- EXERCISE DETAILS:
From the listing below, extract each line containing the string "that".

- MATERIALS PROVIDED:
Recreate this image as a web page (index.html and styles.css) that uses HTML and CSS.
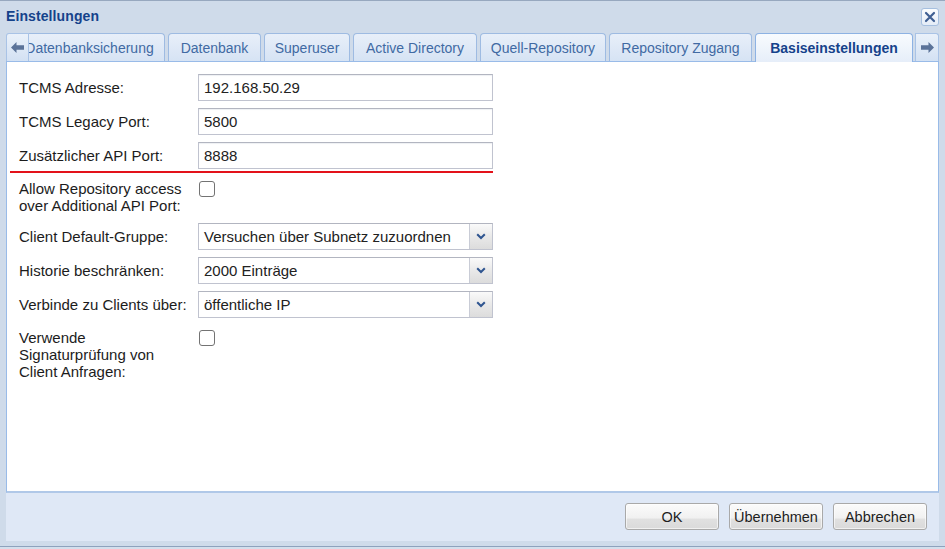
FILE: index.html
```html
<!DOCTYPE html>
<html lang="de">
<head>
<meta charset="utf-8">
<title>Einstellungen</title>
<link rel="stylesheet" href="styles.css">
</head>
<body>
<div class="window">
  <div class="header">
    <span class="title">Einstellungen</span>
    <button class="close" type="button" aria-label="Schließen">
      <svg width="12" height="12" viewBox="0 0 12 12"><path d="M2 2 L10 10 M10 2 L2 10" stroke="#3f5f93" stroke-width="2.2" stroke-linecap="round"/></svg>
    </button>
  </div>
  <div class="tabbar">
    <div class="scroller scroller-left">
      <svg width="13" height="11" viewBox="0 0 13 11"><path d="M0 5.5 L5.5 0 L5.5 3.3 L13 3.3 L13 7.7 L5.5 7.7 L5.5 11 Z" fill="#5b7399"/></svg>
    </div>
    <div class="tab-viewport">
      <ul class="tabs">
        <li class="tab tab-1">Datenbanksicherung</li>
        <li class="tab tab-2">Datenbank</li>
        <li class="tab tab-3">Superuser</li>
        <li class="tab tab-4">Active Directory</li>
        <li class="tab tab-5">Quell-Repository</li>
        <li class="tab tab-6">Repository Zugang</li>
        <li class="tab tab-7 active">Basiseinstellungen</li>
      </ul>
    </div>
    <div class="scroller scroller-right">
      <svg width="13" height="11" viewBox="0 0 13 11"><path d="M13 5.5 L7.5 0 L7.5 3.3 L0 3.3 L0 7.7 L7.5 7.7 L7.5 11 Z" fill="#5b7399"/></svg>
    </div>
  </div>
  <div class="body">
    <form class="form">
      <div class="row">
        <label class="label">TCMS Adresse:</label>
        <div class="field"><span class="input">192.168.50.29</span></div>
      </div>
      <div class="row">
        <label class="label">TCMS Legacy Port:</label>
        <div class="field"><span class="input">5800</span></div>
      </div>
      <div class="row">
        <label class="label">Zusätzlicher API Port:</label>
        <div class="field"><span class="input">8888</span></div>
      </div>
      <div class="mark"></div>
      <div class="row row-check row-check-1">
        <label class="label">Allow Repository access over Additional API Port:</label>
        <div class="field"><span class="checkbox"></span></div>
      </div>
      <div class="row row-combo-first">
        <label class="label">Client Default-Gruppe:</label>
        <div class="field combo"><span class="combo-text">Versuchen über Subnetz zuzuordnen</span><span class="trigger"><svg width="10" height="7" viewBox="0 0 10 7"><path d="M1.2 1.2 L5 5 L8.8 1.2" fill="none" stroke="#2f5590" stroke-width="2"/></svg></span></div>
      </div>
      <div class="row">
        <label class="label">Historie beschränken:</label>
        <div class="field combo"><span class="combo-text">2000 Einträge</span><span class="trigger"><svg width="10" height="7" viewBox="0 0 10 7"><path d="M1.2 1.2 L5 5 L8.8 1.2" fill="none" stroke="#2f5590" stroke-width="2"/></svg></span></div>
      </div>
      <div class="row">
        <label class="label">Verbinde zu Clients über:</label>
        <div class="field combo"><span class="combo-text">öffentliche IP</span><span class="trigger"><svg width="10" height="7" viewBox="0 0 10 7"><path d="M1.2 1.2 L5 5 L8.8 1.2" fill="none" stroke="#2f5590" stroke-width="2"/></svg></span></div>
      </div>
      <div class="row row-check row-check-2">
        <label class="label">Verwende Signaturprüfung von Client Anfragen:</label>
        <div class="field"><span class="checkbox"></span></div>
      </div>
    </form>
  </div>
  <div class="footer">
    <button class="btn" type="button">OK</button>
    <button class="btn" type="button">Übernehmen</button>
    <button class="btn" type="button">Abbrechen</button>
  </div>
</div>
</body>
</html>
```
FILE: styles.css
```css
* { box-sizing: border-box; }
html { background: #d4dfec; }
body {
  margin: 0;
  font-family: "Liberation Sans", Arial, sans-serif;
  color: #1c1c1c;
}
.window {
  height: 547px;
  display: flex;
  flex-direction: column;
  background: #cfdbea;
  border-top: 1px solid #97a8bf;
  border-bottom: 1px solid #8ea2bd;
  padding: 0 6px 5px 6px;
}
.header {
  height: 30px;
  display: flex;
  align-items: center;
  justify-content: space-between;
}
.title {
  font-weight: bold;
  font-size: 14px;
  color: #15428b;
  letter-spacing: 0.1px;
}
.close {
  width: 18px;
  height: 18px;
  padding: 0;
  margin-top: 1px;
  border: 1px solid #a6bfdf;
  border-radius: 3px;
  background: linear-gradient(#fbfdff, #e4ecf7);
  display: flex;
  align-items: center;
  justify-content: center;
}
.tabbar {
  height: 31px;
  display: flex;
  align-items: flex-end;
  border-bottom: 1px solid #99bbe8;
}
.scroller {
  height: 28px;
  display: flex;
  align-items: center;
  justify-content: center;
  background: linear-gradient(#eaf1fa, #d3e1f3);
  border: 1px solid #a9c3e6;
  border-bottom: none;
}
.scroller-left { width: 23px; border-radius: 3px 0 0 0; }
.scroller-right { width: 24px; margin-left: 2px; border-radius: 0 3px 0 0; }
.tab-viewport {
  flex: 1;
  overflow: hidden;
  height: 29px;
  margin-bottom: -1px;
}
.tabs {
  list-style: none;
  margin: 0 0 0 -15px;
  padding: 0;
  display: flex;
  align-items: flex-end;
  gap: 3px;
  height: 29px;
}
.tab {
  flex: none;
  height: 28px;
  margin-bottom: 1px;
  display: flex;
  align-items: center;
  justify-content: center;
  font-size: 14px;
  color: #416aa3;
  background: linear-gradient(#e8eff9, #d6e3f4);
  border: 1px solid #9ebbe2;
  border-bottom: none;
  border-radius: 4px 4px 0 0;
  white-space: nowrap;
}
.tab.active {
  height: 29px;
  margin-bottom: 0;
  font-weight: bold;
  color: #15428b;
  background: linear-gradient(#f8fbfe, #e6eef9);
  border-color: #8db2e3;
}
.tab-1 { width: 151px; }
.tab-2 { width: 93px; }
.tab-3 { width: 86px; }
.tab-4 { width: 124px; }
.tab-5 { width: 126px; }
.tab-6 { width: 143px; }
.tab-7 { width: 158px; }
.body {
  flex: 1;
  background: #fff;
  border: 1px solid #99bbe8;
  border-top: none;
  border-bottom: 2px solid #b0c8e8;
}
.form {
  padding: 12px 0 0 12px;
}
.row {
  display: flex;
  align-items: center;
  margin-top: 7px;
}
.row:first-child { margin-top: 0; }
.label {
  width: 179px;
  flex: none;
  font-size: 15px;
  line-height: 17px;
  color: #1c1c1c;
  padding-right: 8px;
}
.field {
  width: 295px;
  flex: none;
}
.input {
  display: flex;
  align-items: center;
  height: 27px;
  padding-left: 5px;
  border: 1px solid #c0c3cf;
  border-top-color: #b2b5c0;
  background: #fff;
  box-shadow: inset 0 1px 1px #eef0f3;
  font-size: 15px;
  color: #222;
}
.mark {
  height: 2px;
  width: 483px;
  margin: 2px 0 0 -9px;
  background: #e3121a;
}
.row-check { align-items: flex-start; }
.row-check-1 { margin-top: 7px; }
.row-check-2 { margin-top: 11px; }
.checkbox {
  display: block;
  width: 16px;
  height: 16px;
  margin: 1px 0 0 1px;
  border: 1.5px solid #737373;
  border-radius: 3px;
  background: #fff;
}
.row-combo-first { margin-top: 9px; }
.combo {
  display: flex;
  height: 27px;
  border: 1px solid #c0c3cf;
  border-top-color: #b2b5c0;
  background: #fff;
}
.combo-text {
  flex: 1;
  display: flex;
  align-items: center;
  padding-left: 5px;
  font-size: 15px;
  color: #222;
  white-space: nowrap;
}
.trigger {
  width: 23px;
  flex: none;
  display: flex;
  align-items: center;
  justify-content: center;
  border-left: 1px solid #c9ccd6;
  background: linear-gradient(#fafafa, #e9e9e9 50%, #dcdcdc);
}
.footer {
  height: 48px;
  display: flex;
  justify-content: flex-end;
  align-items: flex-start;
  gap: 10px;
  padding: 10px 12px 0 0;
  background: #dfe8f6;
}
.btn {
  width: 94px;
  height: 27px;
  padding: 0;
  font-family: "Liberation Sans", Arial, sans-serif;
  font-size: 14.5px;
  color: #1e1e1e;
  border: 1px solid #a9a9a9;
  border-radius: 3px;
  background: linear-gradient(#fbfbfb 0%, #f1f1f1 55%, #e0e0e0 62%, #dadada 100%);
  box-shadow: inset 0 0 0 1px rgba(255,255,255,0.6);
}
```
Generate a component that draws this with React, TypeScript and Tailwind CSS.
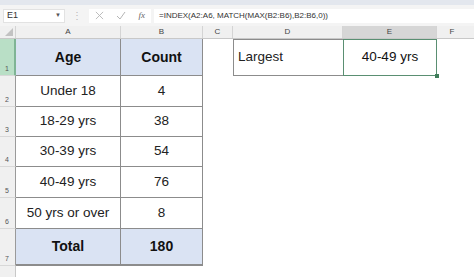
import React from "react";

const font = { fontFamily: '"Liberation Sans", Arial, sans-serif' };

const rows = [
  { n: 1, h: "h-[37px]" },
  { n: 2, h: "h-[31px]" },
  { n: 3, h: "h-[30px]" },
  { n: 4, h: "h-[30px]" },
  { n: 5, h: "h-[31px]" },
  { n: 6, h: "h-[31px]" },
  { n: 7, h: "h-[37px]" },
];

const data: [string, string][] = [
  ["Under 18", "4"],
  ["18-29 yrs", "38"],
  ["30-39 yrs", "54"],
  ["40-49 yrs", "76"],
  ["50 yrs or over", "8"],
];

export default function App() {
  return (
    <div className="w-[474px] h-[277px] overflow-hidden bg-white text-[#222]" style={font}>
      {/* top band */}
      <div className="h-[5px] bg-[#e3e7ee]" />
      {/* formula bar */}
      <div className="h-[21px] bg-[#f4f4f4] flex items-center pl-[3px]">
        <div className="w-[62px] h-[14px] bg-white border border-[#e2e2e2] flex items-center justify-between px-[3px]">
          <span className="text-[9px] text-[#333]">E1</span>
          <span className="text-[6px] text-[#555]">▼</span>
        </div>
        <div className="w-[24px] flex justify-center text-[10px] text-[#b8b8b8] leading-none">⋮</div>
        <div className="w-[62px] h-[14px] bg-white flex items-center justify-around">
          <svg width="9" height="9" viewBox="0 0 10 10"><path d="M1 1 L9 9 M9 1 L1 9" stroke="#b5b5b5" strokeWidth="1" fill="none" /></svg>
          <svg width="10" height="9" viewBox="0 0 10 9"><path d="M1 5 L4 8 L9 1" stroke="#b5b5b5" strokeWidth="1" fill="none" /></svg>
          <span className="text-[9px] italic text-[#666]" style={{ fontFamily: '"Liberation Serif", serif' }}>fx</span>
        </div>
        <div className="ml-[3px] flex-1 h-[14px] bg-white flex items-center pl-[5px]">
          <span className="text-[8px] text-[#333] whitespace-nowrap">=INDEX(A2:A6, MATCH(MAX(B2:B6),B2:B6,0))</span>
        </div>
      </div>
      {/* column headers */}
      <div className="h-[13px] bg-[#f0f0f0] grid grid-cols-[16px_105px_82px_30px_110px_94px_1fr] border-b border-[#c8c8c8]">
        <div className="border-r border-[#d4d4d4] relative">
          <svg className="absolute right-[2px] bottom-[2px]" width="8" height="8" viewBox="0 0 8 8"><path d="M8 0 L8 8 L0 8 Z" fill="#c2c2c2" /></svg>
        </div>
        {["A", "B", "C", "D"].map((c) => (
          <div key={c} className="border-r border-[#d4d4d4] flex items-center justify-center text-[8px] text-[#444]">{c}</div>
        ))}
        <div className="border-r border-[#d4d4d4] bg-[#d6d6d6] flex items-center justify-center text-[8px] text-[#444]">E</div>
        <div className="w-[30px] flex items-center justify-center text-[8px] text-[#444]">F</div>
      </div>
      {/* sheet body */}
      <div className="grid grid-cols-[16px_105px_82px_30px_110px_94px_1fr]">
        {rows.map((r, i) => {
          const isHead = r.n === 1;
          const isTotal = r.n === 7;
          const fill = isHead || isTotal ? "bg-[#dae3f3]" : "bg-white";
          const bold = isHead || isTotal ? "font-bold text-[14px] text-[#111]" : "text-[13.5px] text-[#222]";
          let a = "";
          let b = "";
          if (isHead) { a = "Age"; b = "Count"; }
          else if (isTotal) { a = "Total"; b = "180"; }
          else { a = data[i - 1][0]; b = data[i - 1][1]; }
          return (
            <React.Fragment key={r.n}>
              <div className={`${r.h} ${isHead ? "bg-[#b9dfc6] border-r-2 border-r-[#7fb495]" : "bg-[#f0f0f0] border-r border-r-[#9a9a9a]"} border-b border-b-[#d8d8d8] flex items-end pl-[5px] pb-[1px] text-[7px] text-[#555]`}>
                {r.n}
              </div>
              <div className={`${r.h} ${fill} border-b ${isTotal ? "border-b-2" : ""} border-[#8c8c8c] border-r flex items-center justify-center ${bold}`}>{a}</div>
              <div className={`${r.h} ${fill} border-b ${isTotal ? "border-b-2" : ""} border-[#8c8c8c] border-r flex items-center justify-center ${bold}`}>{b}</div>
              <div className={`${r.h}`} />
              {isHead ? (
                <>
                  <div className={`${r.h} border border-[#8c8c8c] border-r-0 flex items-center pl-[4px] text-[13.5px] text-[#222]`}>Largest</div>
                  <div className={`${r.h} relative border-[1.5px] border-[#5a8f72] flex items-center justify-center text-[13.5px] text-[#111]`}>
                    40-49 yrs
                    <div className="absolute right-[-3px] bottom-[-3px] w-[4px] h-[4px] bg-[#3f7d5a]" />
                  </div>
                </>
              ) : (
                <>
                  <div className={r.h} />
                  <div className={r.h} />
                </>
              )}
              <div className={r.h} />
            </React.Fragment>
          );
        })}
        <div className="h-[11px] bg-[#f0f0f0] border-r border-[#c8c8c8]" />
      </div>
    </div>
  );
}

- RESULT FOR THIS EXERCISE:
Recreate this image as a web page (index.html and styles.css) that uses HTML and CSS.
Generate a component that draws this with React, TypeScript and Tailwind CSS.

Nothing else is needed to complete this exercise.